Large memory costs during evaluation

ShichenLiu commented 5 years ago

Hi,

Thanks for the excellent project! I use multiple RTX 2080 to run the code. However, the code causes OOM during evaluation (eval.sh). Since the batch size is 1 so it only uses a single GPU. Yet I could not figure out why it doesnt cause OOM during training.

Can you give an example that which kind of GPU is enough for testing? Thanks!

tiffany61706 commented 5 years ago

I think it is because that the image size of rgb image is (1200, 1600) during evaluation . However, the image size in training procedure is (512, 640) which cause out of memory during training.

Hope this answer will help you!

whubaichuan commented 4 years ago

@ShichenLiu Hi, have you solve the problem?

RuntimeError: CUDA out of memory.
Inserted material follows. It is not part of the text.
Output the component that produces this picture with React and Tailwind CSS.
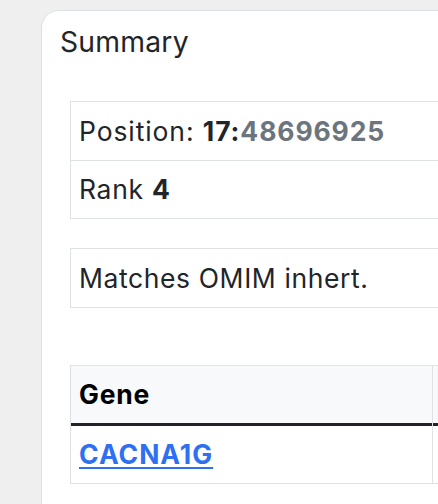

Tried to allocate 2.29 GiB (GPU 0; 10.73 GiB total capacity; 7.34 GiB already allocated; 1.63 GiB free; 997.85 MiB cached)

whubaichuan commented 4 years ago

@tiffany61706 Hi But if i use the image(512,640), it comes errors as “AssertionError：assert np_img.shape[:2] == (1200, 1600) in /MVSNet_pytorch/datasets/dtu_yao_eval.py", line 63, in read_img”

And after i change the code to assert np_img.shape[:2] == (512, 640), it comes the error as "RuntimeError：The size of tensor a (31) must match the size of tensor b (32) at non-singleton dimension 3 in /MVSNet_pytorch/models/mvsnet.py".

So I think it is not a good idea to changed the size of input image.

tiffany61706 commented 4 years ago

@whubaichuan hi If you want to use (1200,1600) as input without causing OOM, I suggest that you can add a few lines in mvsnet.py such as below. I think OOM won't happen again.

whubaichuan commented 4 years ago

@tiffany61706

Thanks for your reply. I just try your methods but it failed again.

RuntimeError: CUDA out of memory. Tried to allocate 2.29 GiB (GPU 0; 10.73 GiB total capacity; 7.34 GiB already allocated; 1.63 GiB free; 997.85 MiB cached)

tiffany61706 commented 4 years ago

@whubaichuan hi Can you paste all the terminal message?

whubaichuan commented 4 years ago

@tiffany61706 hi, here is all the terminal message.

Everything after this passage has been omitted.